Dans une interview aux Echos, Xavier Jaravel, président délégué du Conseil d’analyse économique (CAE) et professeur à la London School of Economics, développe des arguments similaires. L’économiste propose notamment d’imposer les plus-values latentes lors des successions, comme cela se fait en Allemagne par exemple, ou bien d’envisager une hausse du prélèvement forfaitaire unique (PFU – « flat tax »).

La taxe Zucman fait un autre pari en prenant en compte l’outil de travail, mais à un taux plus faible. Face à la difficulté technique d’imposer de façon juste et efficace des biens pas toujours liquides et à la valorisation souvent très volatile, l’économiste propose en quelque sorte d’imposer – à un taux faible – la valorisation totale des plus grandes fortunes.
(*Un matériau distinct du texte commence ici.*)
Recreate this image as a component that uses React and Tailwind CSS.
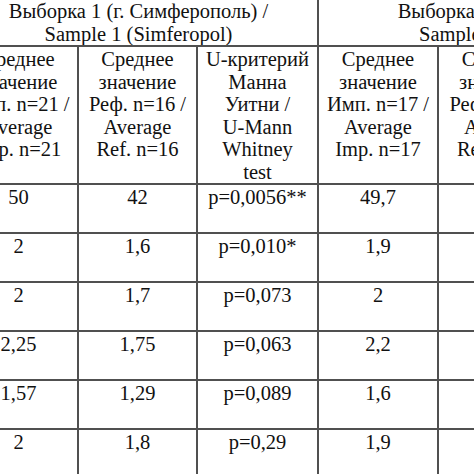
import React from "react";

const rows = [
  ["50", "42", "p=0,0056**", "49,7", "", ""],
  ["2", "1,6", "p=0,010*", "1,9", "", ""],
  ["2", "1,7", "p=0,073", "2", "", ""],
  ["2,25", "1,75", "p=0,063", "2,2", "", ""],
  ["1,57", "1,29", "p=0,089", "1,6", "", ""],
  ["2", "1,8", "p=0,29", "1,9", "", ""],
];

const heads = [
  ["Среднее", "значение", "Имп. n=21 /", "Average", "Imp. n=21"],
  ["Среднее", "значение", "Реф. n=16 /", "Average", "Ref. n=16"],
  ["U-критерий", "Манна", "Уитни /", "U-Mann", "Whitney", "test"],
  ["Среднее", "значение", "Имп. n=17 /", "Average", "Imp. n=17"],
  ["Среднее", "значение", "Реф. n=17 /", "Average", "Ref. n=17"],
  ["U-критерий", "Манна", "Уитни /", "U-Mann", "Whitney", "test"],
];

const cell = "border-2 border-[#505050] align-top text-center px-0 pt-[1px] whitespace-nowrap overflow-hidden";

export default function App() {
  return (
    <div
      className="w-[474px] h-[474px] overflow-hidden bg-white text-[#111]"
      style={{ fontFamily: '"Liberation Serif", "Times New Roman", "DejaVu Serif", serif' }}
    >
      <table className="table-fixed border-collapse w-[719px] min-w-[719px] ml-[-42px] mt-[-1px] text-[20.5px] leading-[22.5px]">
        <colgroup>
          <col className="w-[119px]" />
          <col className="w-[119px]" />
          <col className="w-[121px]" />
          <col className="w-[120px]" />
          <col className="w-[120px]" />
          <col className="w-[120px]" />
        </colgroup>
        <thead>
          <tr className="h-[47px]">
            <th colSpan={3} className={cell + " font-normal border-t-0 pt-0"}>
              Выборка 1 (г. Симферополь) /<br />Sample 1 (Simferopol)
            </th>
            <th colSpan={3} className={cell + " font-normal border-t-0 pt-0 pr-[20px]"}>
              Выборка 2 (г. Ялта) /<br />Sample 2 (Yalta)
            </th>
          </tr>
          <tr className="h-[137px]">
            {heads.map((h, i) => (
              <th key={i} className={cell + " font-normal"}>
                {h.map((l, k) => (
                  <div key={k}>{l}</div>
                ))}
              </th>
            ))}
          </tr>
        </thead>
        <tbody>
          {rows.map((r, i) => (
            <tr key={i} className="h-[49px]">
              {r.map((c, j) => (
                <td key={j} className={cell}>
                  {c}
                </td>
              ))}
            </tr>
          ))}
        </tbody>
      </table>
    </div>
  );
}
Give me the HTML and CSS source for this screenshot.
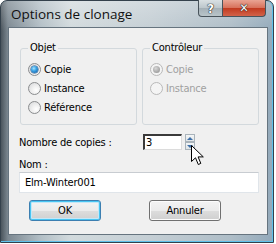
FILE: index.html
```html
<!DOCTYPE html>
<html>
<head>
    <meta charset="UTF-8"/>
    <title>Options de clonage</title>
    <link rel="stylesheet" href="styles.css">
</head>
<body>
<div class="window">
    <div class="titlebar">
        <span class="title">Options de clonage</span>
        <div class="caption-btns">
            <span class="cap-btn help">?</span>
            <span class="cap-btn close">✕</span>
        </div>
    </div>

    <div class="client">
        <div class="groups">
            <fieldset class="group">
                <legend>Objet</legend>
                <div class="radio-row"><span class="radio checked"></span>Copie</div>
                <div class="radio-row"><span class="radio"></span>Instance</div>
                <div class="radio-row"><span class="radio"></span>Référence</div>
            </fieldset>
            <fieldset class="group disabled">
                <legend>Contrôleur</legend>
                <div class="radio-row"><span class="radio checked"></span>Copie</div>
                <div class="radio-row"><span class="radio"></span>Instance</div>
            </fieldset>
        </div>

        <div class="count-row">
            <span class="count-label">Nombre de copies :</span>
            <span class="spin-input">3</span>
            <span class="spin-btns">
                <span class="spin-up"></span>
                <span class="spin-down"></span>
            </span>
        </div>

        <div class="name-label">Nom :</div>
        <div class="name-input">Elm-Winter001</div>

        <div class="buttons">
            <span class="btn default">OK</span>
            <span class="btn">Annuler</span>
        </div>
    </div>

    <!-- pointeur de la souris au-dessus du spinner -->
    <svg class="cursor" width="13" height="21" viewBox="0 0 13 21">
        <path d="M0.5 0.5 L0.5 16.5 L4.5 12.8 L7.3 19.5 L9.8 18.4 L7.1 11.9 L12.3 11.9 Z"
              fill="#fff" stroke="#000" stroke-width="1" stroke-linejoin="round"/>
    </svg>
</div>
</body>
</html>
```

FILE: styles.css
```css
body {
    margin: 0;
    background: #fff;
    font-family: "DejaVu Sans Condensed", "DejaVu Sans", sans-serif;
    font-stretch: condensed;
    font-size: 11px;
    letter-spacing: -0.2px;
    color: #000;
}

.window {
    position: relative;
    width: 274px;
    height: 243px;
    box-sizing: border-box;
    display: flex;
    flex-direction: column;
    border: 1px solid #34414c;
    border-radius: 7px 7px 0 0;
    background:
        linear-gradient(180deg, rgba(255, 255, 255, 0.25) 0, rgba(255, 255, 255, 0) 30px),
        linear-gradient(90deg, #4b555d 0, #7c8891 7px, #b3bfc6 40px, #d2dadd 70px, #c4ced4 150px, #aebdc7 230px, #93a9ba 100%);
    box-shadow: inset 0 -1px 0 #5fc0ea, inset -1px 0 0 #5fc0ea;
}

.titlebar {
    height: 26px;
    display: flex;
    justify-content: space-between;
    align-items: flex-start;
}

.title {
    font-family: "Open Sans", "Noto Sans", sans-serif;
    font-stretch: normal;
    font-size: 13.5px;
    letter-spacing: 0;
    color: #111;
    margin: 4px 0 0 10px;
}

.caption-btns {
    display: flex;
    margin-right: 7px;
    margin-top: -1px;
}

.cap-btn {
    height: 17px;
    box-sizing: border-box;
    border: 1px solid #48535b;
    border-top: none;
    display: flex;
    align-items: center;
    justify-content: center;
    font-family: "DejaVu Sans", sans-serif;
    font-weight: bold;
    color: #fff;
    text-shadow: 0 0 1px #222, 0 0 1px #222, 0 0 1px #222;
}

.help {
    width: 25px;
    border-radius: 0 0 0 4px;
    background: linear-gradient(180deg, #d9e0e3 0, #bcc6cb 50%, #a4b0b7 51%, #b9c4c9 100%);
    font-size: 13px;
}

.close {
    width: 43px;
    border-left: none;
    border-radius: 0 0 4px 0;
    background: linear-gradient(180deg, #e9a493 0, #d7705a 50%, #c1391f 51%, #d2634a 100%);
    font-size: 12px;
}

.client {
    flex: 1;
    margin: 0 5px 7px 7px;
    background: #f0f0f0;
    border: 1px solid #66747f;
    padding-top: 13px;
}

.groups {
    display: flex;
    gap: 5px;
    margin-left: 11px;
}

.group {
    margin: 0;
    height: 84px;
    box-sizing: border-box;
    border: 1px solid #d3d9dd;
    border-radius: 3px;
    padding: 5px 0 0 7px;
    width: 117px;
}

.group legend {
    padding: 0 2px;
    line-height: 14px;
}

.radio-row {
    height: 19px;
    display: flex;
    align-items: center;
    gap: 3px;
}

.radio {
    width: 13px;
    height: 13px;
    box-sizing: border-box;
    border-radius: 50%;
    border: 1px solid #8a8c8e;
    background: radial-gradient(circle at 65% 65%, #ffffff 0, #f2f2f2 35%, #d5d6d8 100%);
    display: flex;
    align-items: center;
    justify-content: center;
}

.radio.checked::after {
    content: "";
    width: 7px;
    height: 7px;
    border-radius: 50%;
    background: radial-gradient(circle at 40% 35%, #a8e4ff 0, #3aa2e4 40%, #0c4f98 100%);
    box-shadow: 0 0 0 0.5px #1a4e86;
}

.disabled {
    color: #a0a0a0;
}

.disabled legend {
    color: #000;
}

.disabled .radio {
    border-color: #b9b9b9;
    background: #f4f4f4;
}

.disabled .radio.checked::after {
    background: radial-gradient(circle at 40% 35%, #d8d8d8 0, #a9a9a9 60%, #8c8c8c 100%);
    box-shadow: none;
}

.count-row {
    display: flex;
    align-items: center;
    height: 16px;
    margin: 9px 0 0 10px;
}

.count-label {
    width: 124px;
}

.spin-input {
    width: 39px;
    height: 16px;
    box-sizing: border-box;
    background: #fff;
    border-top: 2px solid #3a3a3a;
    border-left: 2px solid #3a3a3a;
    border-right: 1px solid #dcdcdc;
    border-bottom: 1px solid #dcdcdc;
    padding-left: 1px;
    line-height: 13px;
}

.spin-btns {
    display: flex;
    flex-direction: column;
    margin-left: 3px;
    width: 10px;
    height: 16px;
}

.spin-up,
.spin-down {
    flex: 1;
    box-sizing: border-box;
    border: 1px solid #a9b3ba;
    background: linear-gradient(180deg, #f4f6f7, #dfe4e7);
    display: flex;
    align-items: center;
    justify-content: center;
}

.spin-up::after {
    content: "";
    border: 3px solid transparent;
    border-top: none;
    border-bottom: 3px solid #3d6fa8;
}

.spin-down::after {
    content: "";
    border: 3px solid transparent;
    border-bottom: none;
    border-top: 3px solid #3d6fa8;
}

.name-label {
    margin: 8px 0 0 10px;
    line-height: 14px;
}

.name-input {
    margin: 0 0 0 10px;
    width: 240px;
    height: 21px;
    box-sizing: border-box;
    background: #fff;
    border: 1px solid #e0e5ea;
    border-top-color: #c8ccd1;
    padding-left: 5px;
    line-height: 19px;
}

.buttons {
    display: flex;
    gap: 48px;
    margin: 7px 0 0 20px;
}

.btn {
    width: 72px;
    height: 21px;
    box-sizing: border-box;
    border: 1px solid #707070;
    border-radius: 3px;
    background: linear-gradient(180deg, #f3f3f3 0, #ebebeb 50%, #dddddd 51%, #cfcfcf 100%);
    box-shadow: inset 0 0 0 1px #fcfcfc;
    display: flex;
    align-items: center;
    justify-content: center;
}

.btn.default {
    border-color: #3c7fb1;
    box-shadow: inset 0 0 0 1px #48c5f2, inset 0 0 0 2px #c4e7f7;
}

.cursor {
    position: absolute;
    left: 190px;
    top: 144px;
}
```
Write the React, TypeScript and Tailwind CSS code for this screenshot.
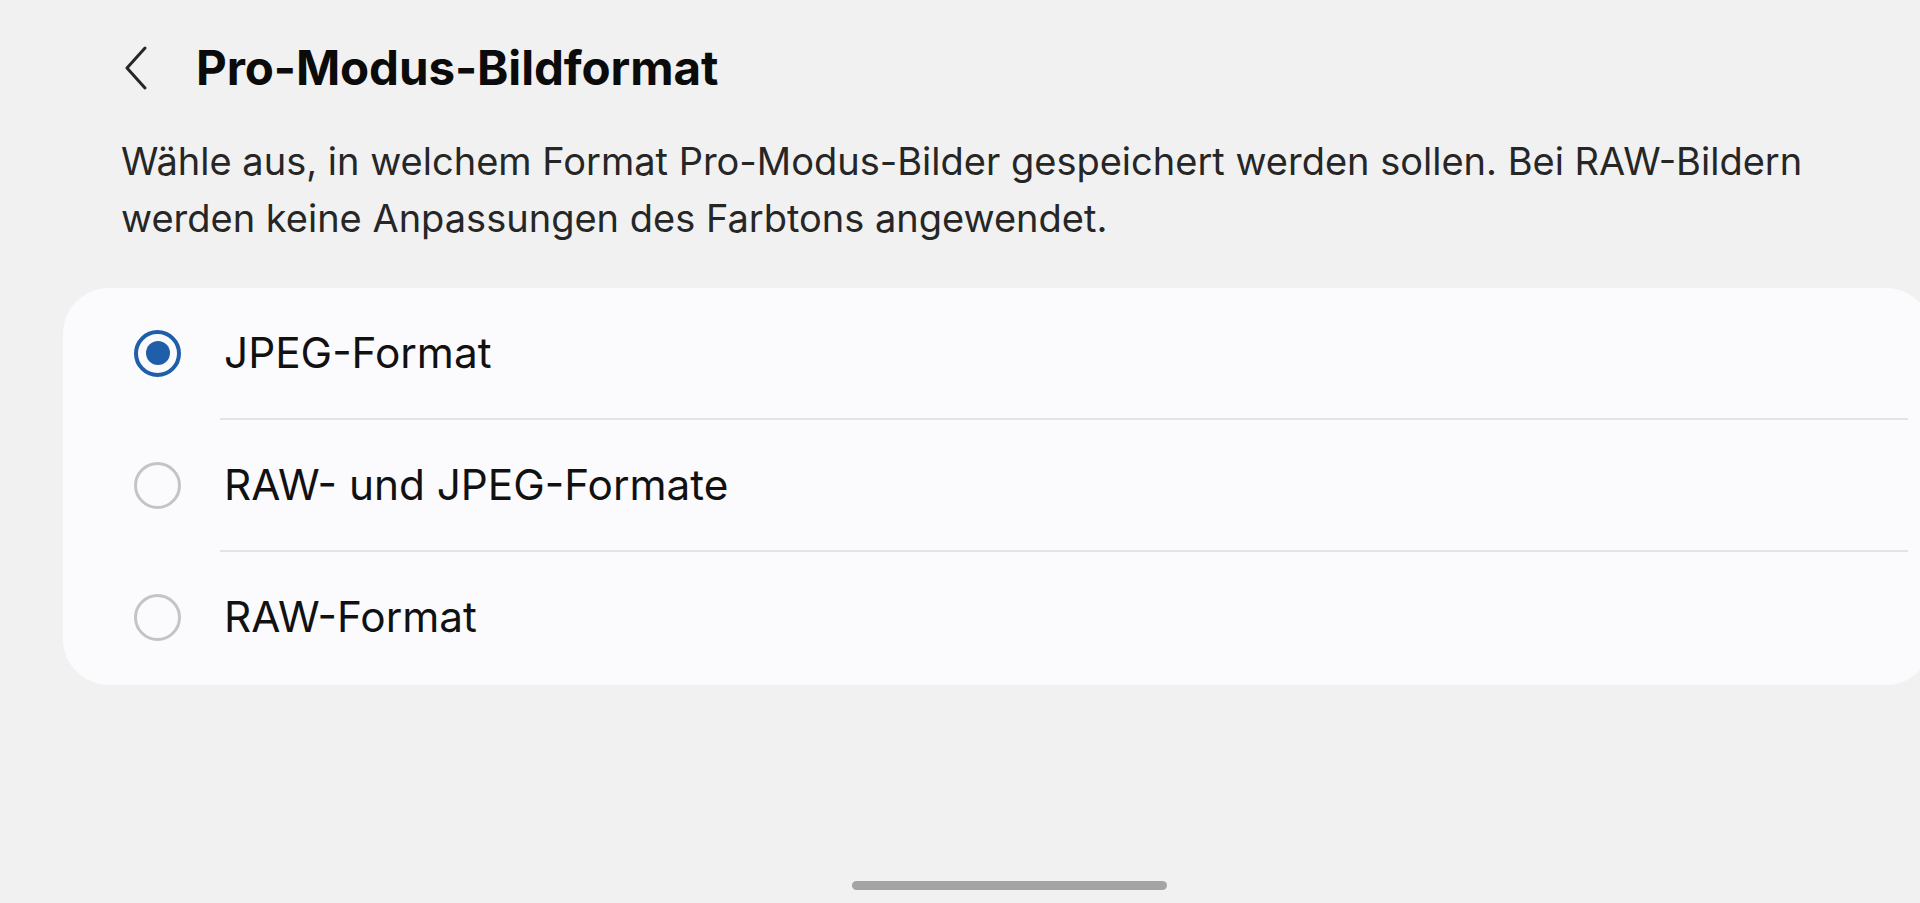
import { useState } from "react";

const options = ["JPEG-Format", "RAW- und JPEG-Formate", "RAW-Format"];

function Radio({ checked }: { checked: boolean }) {
  if (checked) {
    return (
      <span className="flex h-[47px] w-[47px] shrink-0 items-center justify-center rounded-full border-[4px] border-[#1f5fa9]">
        <span className="h-[24px] w-[24px] rounded-full bg-[#1f5fa9]" />
      </span>
    );
  }
  return <span className="h-[47px] w-[47px] shrink-0 rounded-full border-[3px] border-[#c4c4c4]" />;
}

export default function App() {
  const [selected, setSelected] = useState(0);

  return (
    <div className="flex h-[903px] w-full flex-col overflow-hidden bg-[#f1f1f1] font-['Inter','Roboto',sans-serif] text-[#111]">
      <header className="mt-[28px] flex h-[80px] items-center">
        <button className="ml-[123px] flex h-[48px] w-[26px] items-center justify-center">
          <svg width="24" height="44" viewBox="0 0 24 44" fill="none">
            <path d="M21 2 L3 22 L21 42" stroke="#262626" strokeWidth="3" strokeLinecap="round" strokeLinejoin="round" />
          </svg>
        </button>
        <h1 className="ml-[47px] text-[47.5px] font-bold leading-none tracking-[-0.1px] text-[#0b0b0b]">
          Pro-Modus-Bildformat
        </h1>
      </header>

      <p className="ml-[121px] mt-[25px] text-[38px] leading-[57px] text-[#262626]">
        Wähle aus, in welchem Format Pro-Modus-Bilder gespeichert werden sollen. Bei RAW-Bildern
        <br />
        werden keine Anpassungen des Farbtons angewendet.
      </p>

      <div className="ml-[63px] mt-[41px] w-[1869px] shrink-0 rounded-[46px] bg-[#fbfbfd] pb-[3px]">
        {options.map((label, i) => (
          <div key={label}>
            {i > 0 && <div className="ml-[157px] mr-[24px] h-[2px] bg-[#e3e3e6]" />}
            <button
              onClick={() => setSelected(i)}
              className="flex h-[130px] w-full items-center pl-[71px] text-left"
            >
              <Radio checked={selected === i} />
              <span className="ml-[43px] text-[42.3px] leading-none text-[#111]">{label}</span>
            </button>
          </div>
        ))}
      </div>

      <div className="mb-[13px] ml-[852px] mt-auto h-[9px] w-[315px] rounded-full bg-[#a4a4a4]" />
    </div>
  );
}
À titre de comparaison, la note de Terra Nova propose un dispositif similaire, mais à un taux plus faible de 0,5 % au lieu de 2 %. En tout état de cause, Gabriel Zucman et les partis de gauche qui ont repris sa proposition auront réussi à mettre le sujet de taxation des très hauts patrimoines à l’agenda politique, obligeant la droite et le centre à proposer leurs dispositifs en amont des débats budgétaires.

Gérard Larcher et Bruno Retailleau se sont tous les deux prononcés contre la taxe Zucman, une « illusion qui ne passerait pas le barrage du Conseil constitutionnel » selon le Président du Sénat, que la chambre haute a rejeté en juin dernier. Malgré tout, une dizaine de députés de la droite et du centre interrogés par l’AFP se disent désormais prêts à mettre à contribution les ultra-riches pour trouver des économies. Julien Dive (LR) a ainsi confié à l’AFP être contre une taxe Zucman « en l’état », mais pourquoi pas « édulcorée ». On peut « faire quelque chose de symbolique, mais ne pas être excessif », a aussi estimé Henri Alfandari (Horizons). Reste à savoir – si le nouveau Premier ministre s’empare du sujet – la mouture que Sébastien Lecornu privilégiera.